Manufacturing and Scalability Considerations
The choice of room-temperature co-sputtering deposition represents a significant manufacturing advantage over competing approaches. Many solid electrolyte fabrication methods require high-temperature processing or complex post-treatment steps that increase production costs and complicate integration with other battery components. The researchers’ decision to maintain amorphous structure through room-temperature deposition while avoiding lithium loss from heating or annealing demonstrates practical manufacturing insight. Sputtering technology is already well-established in semiconductor and display industries, suggesting potential for relatively straightforward scaling to commercial production. The ability to precisely control composition through DC power variation provides manufacturers with a valuable tuning knob for optimizing performance across different applications.
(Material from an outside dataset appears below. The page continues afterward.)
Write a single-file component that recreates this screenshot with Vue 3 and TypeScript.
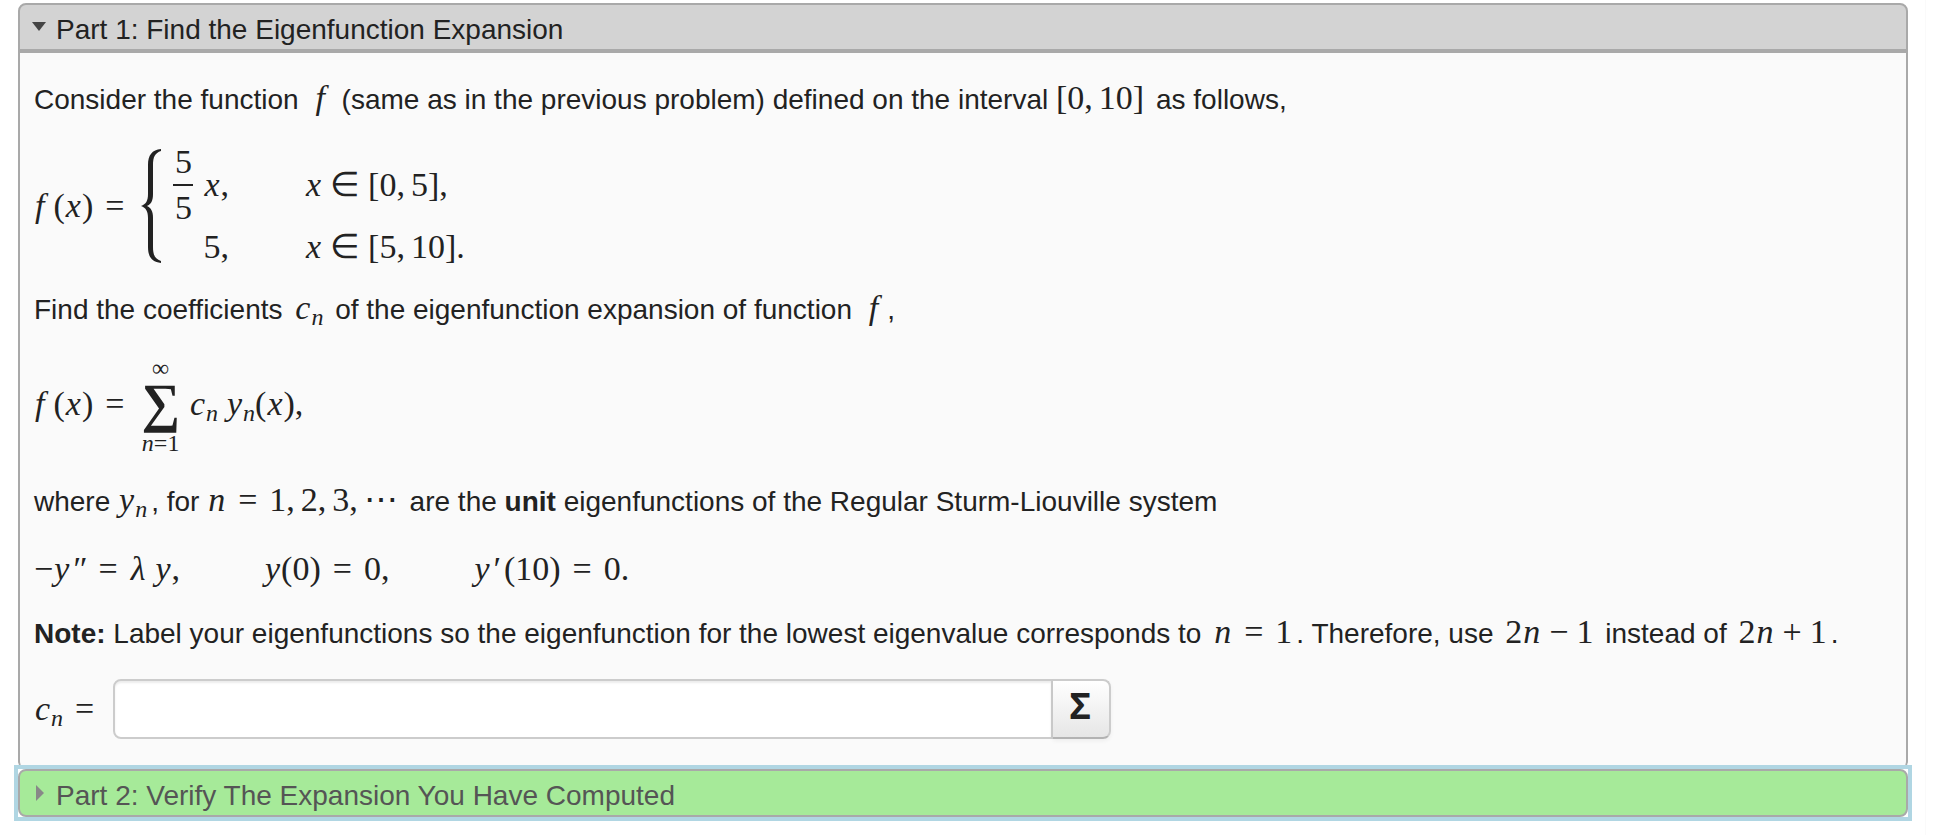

Advanced Characterization Techniques
The research team employed a sophisticated multi-technique approach to material characterization that deserves recognition. By combining X-ray photoelectron spectroscopy with energy-dispersive X-ray spectroscopy, they overcame the inherent limitations of each method when analyzing light elements like lithium. This comprehensive analytical strategy allowed them to quantitatively assess film composition and verify the Li-rich nature of their materials. The impedance spectroscopy analysis using equivalent circuit modeling provided crucial insights into the charge transport mechanisms, while the careful examination of substrate interactions and interface quality highlighted the importance of electrode compatibility in real-world devices.
Commercial Applications and Market Impact
Beyond traditional lithium-ion batteries, these Li-Nb-O films show promise for multiple emerging technologies. The combination of high ionic conductivity and exceptional dielectric constant makes them suitable for thin-film batteries, micro-supercapacitors, and even neuromorphic computing applications where ion migration can mimic synaptic behavior. The reported dielectric constant of 141.21 significantly outperforms many conventional dielectric materials while maintaining good ionic transport properties. This dual functionality could enable new device architectures where energy storage and capacitive elements are integrated within the same material layer. For electric vehicle manufacturers seeking to improve battery safety and energy density, this research provides a compelling pathway toward all-solid-state battery systems that eliminate flammable liquid electrolytes.
Remaining Challenges and Research Directions
Despite the impressive results, several challenges must be addressed before commercial deployment. The long-term stability of these amorphous films under repeated charge-discharge cycles remains unverified, and interface engineering with common electrode materials requires further optimization. The researchers noted moisture absorption leading to Li-OH bond formation, suggesting potential sensitivity to environmental conditions that could impact manufacturing and device lifetime. Additionally, while the ionic conductivity values are promising, they still fall short of high-performance liquid electrolytes, meaning electrode design and cell architecture may need re-engineering to compensate. Future research should focus on understanding degradation mechanisms, improving mechanical robustness, and developing scalable deposition processes that maintain the delicate balance between lithium content and vacancy concentration.
Broader Scientific Implications
This work demonstrates the growing recognition that disorder and defects, traditionally viewed as undesirable in materials science, can be strategically engineered to achieve superior performance. The amorphous nature of these films, once considered a limitation, actually enables higher ionic conductivity by eliminating grain boundaries that typically impede ion transport. This represents a fundamental shift in how we approach materials design for ion-conducting applications. The research also highlights the importance of multi-element systems where synergistic effects between different components can create properties superior to any single constituent. As computational materials science advances, we can expect more targeted design of such complex amorphous systems with precisely controlled defect structures for specific applications.